Joachim Faulhaber wrote:
> Hi Phil,
> 2010/2/23 Phil Endecott <spam_from_boost_dev_at_[hidden]>:
>> My review of the proposed Interval Template Library follows.  This
>> is based only on studying the documentation, and previous discussion
>> of the library on the Boost mailing list (e.g.
>> ).
>> Joachim has clearly put a lot of work into what is a substantial and
>> well-documented library.  Unfortunately, it seems to me that it is
>> built on a weak foundation.
>> One of the most well-known problems involving intervals is to
>> determine which of a given set of intervals contains a particular
>> point.  How to store a set of intervals in such a way as to make
>> this problem efficient has been extensively studied.  If an
>> "interval tree" (See e.g. Wikipedia:
>> is used, then the
>> problem can be answered in logarithmic time and linear space.  (More
>> precisely: if there are N intervals in the container and M overlap
>> the point of interest, finding them should take O(M + log N) time
>> and the data structure should take O(N) space.)
>> I was hoping to find that this library was an implementation of an
>> interval tree.  But it is not: it is built on top of normal
>> standard-library containers.  The implementation used can find the
>> intervals that overlap a point in O(M + log N) time, but to do so it
>> needs worst-case O(N^2) space and I think it needs O(N^2 log N) time
>> to build that structure.

> If you insert N intervals in an interval_map the number of intervals
> (nodes) in the map is limited to 2*N-1. So space is O(N). A single
> addition of an interval into an interval_map has worst case time
> performance of O(N). So the worst case time for the addition of N
> interval value pairs is O(N^2). Which is not as bad as you write.

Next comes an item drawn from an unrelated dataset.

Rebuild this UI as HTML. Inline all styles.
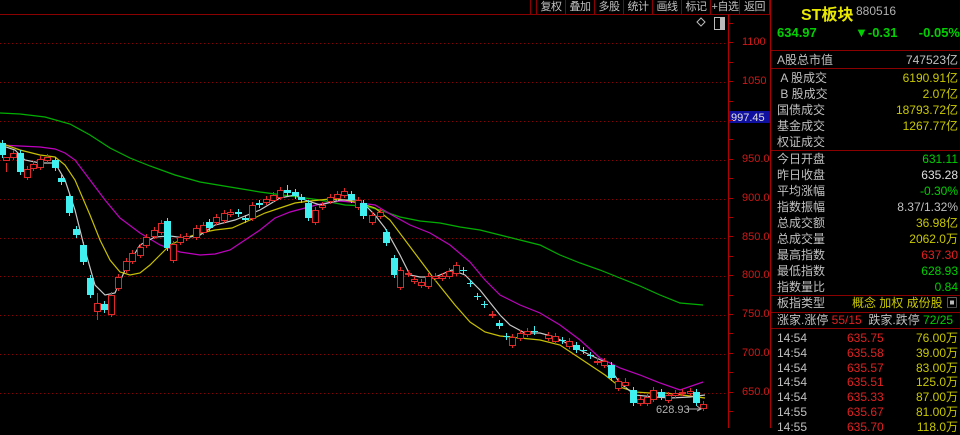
<!DOCTYPE html>
<html><head><meta charset="utf-8"><style>
*{margin:0;padding:0;box-sizing:border-box}
body{width:960px;height:428px;background:#000;overflow:hidden;position:relative;font-family:"Liberation Sans","Noto Sans CJK SC",sans-serif;font-size:12px}
.tb{position:absolute;top:0;height:15px;border-right:1px solid #8b0000;color:#c0c0c0;font-size:11px;line-height:14px;text-align:center;white-space:nowrap;overflow:hidden;letter-spacing:-0.5px}
.ax{position:absolute;left:742px;color:#d01818;font-size:11px}
.p{position:absolute;left:770px;top:0;width:190px;height:428px;border-left:1px solid #a00}
.r{position:absolute;left:6px;right:2px;height:16px;line-height:16px;color:#c0c0c0;white-space:nowrap}
.r .v{position:absolute;right:0;top:0}
.sep{position:absolute;left:0;right:0;border-top:1px solid #8b0000}
.y{color:#c8c800}.g{color:#00d000}.rd{color:#e02020}.w{color:#e0e0e0}
</style></head><body>
<svg width="960" height="428" style="position:absolute;left:0;top:0" id="s">
<line x1="0" y1="14.5" x2="770" y2="14.5" stroke="#8b0000"/>
<line x1="728.5" y1="14" x2="728.5" y2="428" stroke="#b00000"/>
<g id="grid" stroke="#8b0000" stroke-dasharray="1,3"></g>
<g id="lines" fill="none" stroke-width="1.2"></g>
<g id="c"></g>
<rect x="729" y="111" width="41" height="12" fill="#1010a0"/>
<text x="731" y="121" fill="#e0e0e0" font-size="11" font-family="Liberation Sans">997.45</text>
<text x="656" y="413" fill="#b0b0b0" font-size="11" font-family="Liberation Sans">628.93</text>
<line x1="688" y1="409" x2="700" y2="409" stroke="#b0b0b0"/><path d="M697,406 L701,409 L697,411" stroke="#b0b0b0" fill="none"/>
<path d="M697,22 l4,-4 l4,4 l-4,4z" stroke="#bbb" fill="none"/>
<rect x="714.5" y="17.5" width="10" height="12" stroke="#bbb" fill="none"/><rect x="720" y="18" width="4" height="11" fill="#bbb"/>
</svg>
<div class="tb" style="left:530px;width:7px;border-left:1px solid #8b0000"></div>
<div class="tb" style="left:537px;width:29px">复权</div>
<div class="tb" style="left:566px;width:29px">叠加</div>
<div class="tb" style="left:595px;width:29px">多股</div>
<div class="tb" style="left:624px;width:29px">统计</div>
<div class="tb" style="left:653px;width:29px">画线</div>
<div class="tb" style="left:682px;width:29px">标记</div>
<div class="tb" style="left:711px;width:29px">+自选</div>
<div class="tb" style="left:740px;width:30px">返回</div>
<div class="ax" style="top:36px">1100</div>
<div class="ax" style="top:75px">1050</div>
<div class="ax" style="top:153px">950.0</div>
<div class="ax" style="top:192px">900.0</div>
<div class="ax" style="top:231px">850.0</div>
<div class="ax" style="top:269px">800.0</div>
<div class="ax" style="top:308px">750.0</div>
<div class="ax" style="top:347px">700.0</div>
<div class="ax" style="top:386px">650.0</div>
<div class="p">
<div style="position:absolute;left:30px;top:1px;color:#e8e800;font-size:16px;font-weight:bold">ST板块</div>
<div style="position:absolute;left:85px;top:4px;color:#b0b0b0;font-size:12px">880516</div>
<div style="position:absolute;left:6px;top:25px;color:#00d000;font-size:13px;font-weight:bold">634.97</div>
<div style="position:absolute;left:84px;top:25px;color:#00d000;font-size:13px;font-weight:bold">▼-0.31</div>
<div style="position:absolute;right:0;top:25px;color:#00d000;font-size:13px;font-weight:bold">-0.05%</div>
<div class="sep" style="top:50px"></div>
<div class="r" style="top:52px">A股总市值<span class="v">747523亿</span></div>
<div class="sep" style="top:68px"></div>
<div class="r" style="top:70px">&nbsp;A 股成交<span class="v y">6190.91亿</span></div>
<div class="r" style="top:86px">&nbsp;B 股成交<span class="v y">2.07亿</span></div>
<div class="r" style="top:102px">国债成交<span class="v y">18793.72亿</span></div>
<div class="r" style="top:118px">基金成交<span class="v y">1267.77亿</span></div>
<div class="r" style="top:134px">权证成交</div>
<div class="sep" style="top:150px"></div>
<div class="r" style="top:151px">今日开盘<span class="v g">631.11</span></div>
<div class="r" style="top:167px">昨日收盘<span class="v w">635.28</span></div>
<div class="r" style="top:183px">平均涨幅<span class="v g">-0.30%</span></div>
<div class="r" style="top:199px">指数振幅<span class="v">8.37/1.32%</span></div>
<div class="r" style="top:215px">总成交额<span class="v y">36.98亿</span></div>
<div class="r" style="top:231px">总成交量<span class="v y">2062.0万</span></div>
<div class="r" style="top:247px">最高指数<span class="v rd">637.30</span></div>
<div class="r" style="top:263px">最低指数<span class="v g">628.93</span></div>
<div class="r" style="top:279px">指数量比<span class="v g">0.84</span></div>
<div class="sep" style="top:295px"></div>
<div class="r" style="top:295px">板指类型<span class="v y">概念 加权 成份股 <span style="color:#bbb">▣</span></span></div>
<div class="sep" style="top:312px"></div>
<div class="r" style="top:312px;right:0">涨家.涨停 <span class="rd">55/15</span> &nbsp;跌家.跌停 <span class="g">72/25</span></div>
<div class="sep" style="top:328px"></div>
<div id="ticks"></div>
</div>
<script>
var NS="http://www.w3.org/2000/svg";
function el(p,t,a){var e=document.createElementNS(NS,t);for(var k in a)e.setAttribute(k,a[k]);p.appendChild(e);return e}
var g=document.getElementById('grid');
[43,82,121,160,199,238,276,315,354,393].forEach(function(y){el(g,'line',{x1:0,y1:y+.5,x2:728,y2:y+.5})});
for(var y=23;y<428;y+=19.4)el(document.getElementById('s'),'line',{x1:729,y1:Math.round(y)+.5,x2:733,y2:Math.round(y)+.5,stroke:'#b00000'});
var L=document.getElementById('lines');
function pl(c,pts){el(L,'polyline',{stroke:c,points:pts})}
pl('#00b000',"0,113 20,114 45,117 70,124 90,135 110,148 130,158 150,166 175,175 200,182 230,187 260,192 290,196 320,200 345,205 365,206 380,210 400,217 420,221 440,223 460,227 480,230 500,235 520,240 540,245 560,255 580,263 600,270 620,278 640,286 660,295 680,303 703,305");
pl('#c000c0',"0,145 20,146 40,147 55,149 65,153 75,160 90,180 105,200 120,218 140,233 160,245 180,252 200,255 215,254 230,250 245,240 260,230 275,218 290,212 305,208 320,204 340,201 360,203 375,205 390,214 410,225 430,233 450,245 470,262 485,280 500,295 520,305 540,313 560,325 580,340 600,358 620,368 640,375 660,383 680,390 703,382");
pl('#c8c000',"0,143 20,150 40,155 55,157 65,165 75,180 90,215 100,240 110,260 120,272 130,275 140,273 150,265 160,255 170,245 185,238 200,233 215,230 232,228 250,220 265,213 280,208 295,203 310,201 330,199 345,200 360,203 375,208 390,220 405,240 420,260 435,280 455,305 470,322 485,332 500,336 520,338 540,340 560,345 575,355 590,365 605,375 620,387 635,392 650,393 665,393 690,396 705,398");
pl('#c8c8c8',"0,145 15,150 25,160 40,163 55,163 65,180 75,210 85,250 95,285 105,295 115,293 125,270 140,245 155,237 170,236 185,238 200,235 215,225 235,220 260,210 280,198 295,195 305,200 320,205 340,200 355,200 365,205 375,215 385,228 400,255 410,275 420,277 435,277 452,270 465,275 480,290 500,315 510,325 525,333 540,333 555,337 570,345 590,355 605,362 620,383 635,395 655,397 670,398 690,397 705,395");
var C=document.getElementById('c');
var d=[[2,'c',143,155],[6,'r',157,160,172],[13,'r',153,157],[20,'c',153,172],[27,'r',169,177],[33,'r',164,168],[40,'r',159,167],[47,'r',157,160],[55,'c',160,168],[61,'c',178,182],[69,'c',196,213],[76,'c',229,235],[83,'c',245,262],[90,'c',278,295],[97,'r',303,311,293,320],[104,'c',304,310],[111,'r',295,314],[118,'r',277,288],[126,'r',261,270],[132,'r',253,261],[140,'r',247,255],[146,'r',237,245],[154,'r',230,236],[161,'r',223,232],[167,'c',221,248],[173,'r',244,260],[180,'r',237,242],[186,'r',236,238],[196,'r',228,237],[203,'r',225,232],[209,'c',222,228],[216,'r',217,222],[224,'r',213,220],[230,'r',212,214],[238,'c',212,214],[245,'c',218,220],[252,'r',205,218],[259,'c',203,205],[266,'r',199,202],[273,'r',195,200],[280,'r',190,197],[287,'c',190,193,185],[295,'c',192,196],[301,'c',197,200],[308,'c',203,218],[315,'r',210,222],[322,'r',205,207],[330,'r',197,201],[337,'r',194,198],[344,'r',191,195],[351,'c',194,200],[358,'r',200,207],[363,'c',203,216],[372,'r',215,222],[380,'r',212,216],[386,'c',232,243],[394,'c',258,275],[400,'r',270,287],[408,'r',273,274],[414,'r',279,281],[421,'r',282,285],[428,'r',276,286],[435,'r',276,278],[442,'r',276,278],[449,'r',271,276],[456,'r',265,273],[463,'c',270,271],[470,'c',283,284],[477,'c',296,297],[484,'c',304,305],[492,'r',314,315],[499,'c',323,326],[506,'c',336,337],[512,'r',337,345],[520,'r',333,338],[527,'r',331,334],[534,'c',331,332,326],[548,'r',335,338],[555,'r',336,341],[562,'c',340,341],[569,'r',341,346],[576,'c',345,350],[583,'c',350,351],[590,'c',355,356],[597,'r',361,362],[604,'r',361,365],[611,'c',365,378],[618,'r',381,388],[625,'r',382,385,378],[633,'c',390,403],[640,'r',399,403],[647,'r',397,403],[653,'r',390,399],[661,'c',392,397],[668,'r',395,400],[675,'r',393,395],[682,'r',392,393],[690,'r',391,393],[696,'c',392,403],[703,'r',404,408]];
d.forEach(function(a){var x=a[0],col=a[1]=='r'?'#e02828':'#40f0f0',t=a[2],b=a[3],h=a[4]||t-3,l=a[5]||b+3;
el(C,'line',{x1:x+.5,y1:h,x2:x+.5,y2:l,stroke:col});
if(a[1]=='r')el(C,'rect',{x:x-2.5,y:t+.5,width:6,height:Math.max(b-t,1),fill:'#000',stroke:col});
else el(C,'rect',{x:x-3,y:t,width:7,height:Math.max(b-t,1),fill:col});});
var tk=[["14:54","635.75","76.00万"],["14:54","635.58","39.00万"],["14:54","635.57","83.00万"],["14:54","635.51","125.0万"],["14:54","635.33","87.00万"],["14:55","635.67","81.00万"],["14:55","635.70","118.0万"]];
var h='';tk.forEach(function(r,i){h+='<div class="r" style="top:'+(330+i*14.8)+'px">'+r[0]+'<span class="rd" style="position:absolute;left:70px">'+r[1]+'</span><span class="v y">'+r[2]+'</span></div>'});
document.getElementById('ticks').innerHTML=h;
</script>
</body></html>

Let us say that the interval map is a map of interval to set of ids of the original input intervals, perhaps their index in an array. In the worst case all intervals overlap all other intervals and have unique end points. The number of ids stored in the set for each of the O(n) elements in the map is O(n) and the data structure is in total O(n^2) in size. Because each set of ids is O(n) the insertion of each id is O(log n) and the total runtime complexity is O(n^2 log n) to build the data structure. The interval map could then be used to lookup the set of intervals that intersect a specific value in O(m + log n) time. I think this is the specific usage of the interval map that Phil had in mind. You can perform set operations on them, but even then I wouldn't want to use the tree insertion based algorithm if the two maps were of similar size since the scanning algorithm is O(n). I also wouldn't store interval maps as trees if I wanted to do interval set operations on them since vector storage will be much more compact and the O(n) algorithm will run much faster.

There is a similar problem with polygon sets as interval sets, in that people generally want to construct them one polygon at a time, but want optimal runtime complexity for producing the final merged set. I defer the merge until it is requested by the user implicitly by calling an API that requires merged data. You could do the same thing with an interval set by storing a vector of intervals and then sorting and scaning it. You get a faster O(log n) lookup in a sorted vector than a tree. The only use case for the tree based interval map or set is when the user wants to interleave queries with insertion and removal. That use case has its place, but it shouldn't come at the expense of efficiency of other use cases. The most common use case is to use the interval map as a dictionary that is rarely or ever changed after it is initially constructed. The user needs to understand their use case and have the option of choosing the appropriate data structures and algorithms for their needs.

Now I hope we are all on the same page about these issues and understand that they are solvable in the long term.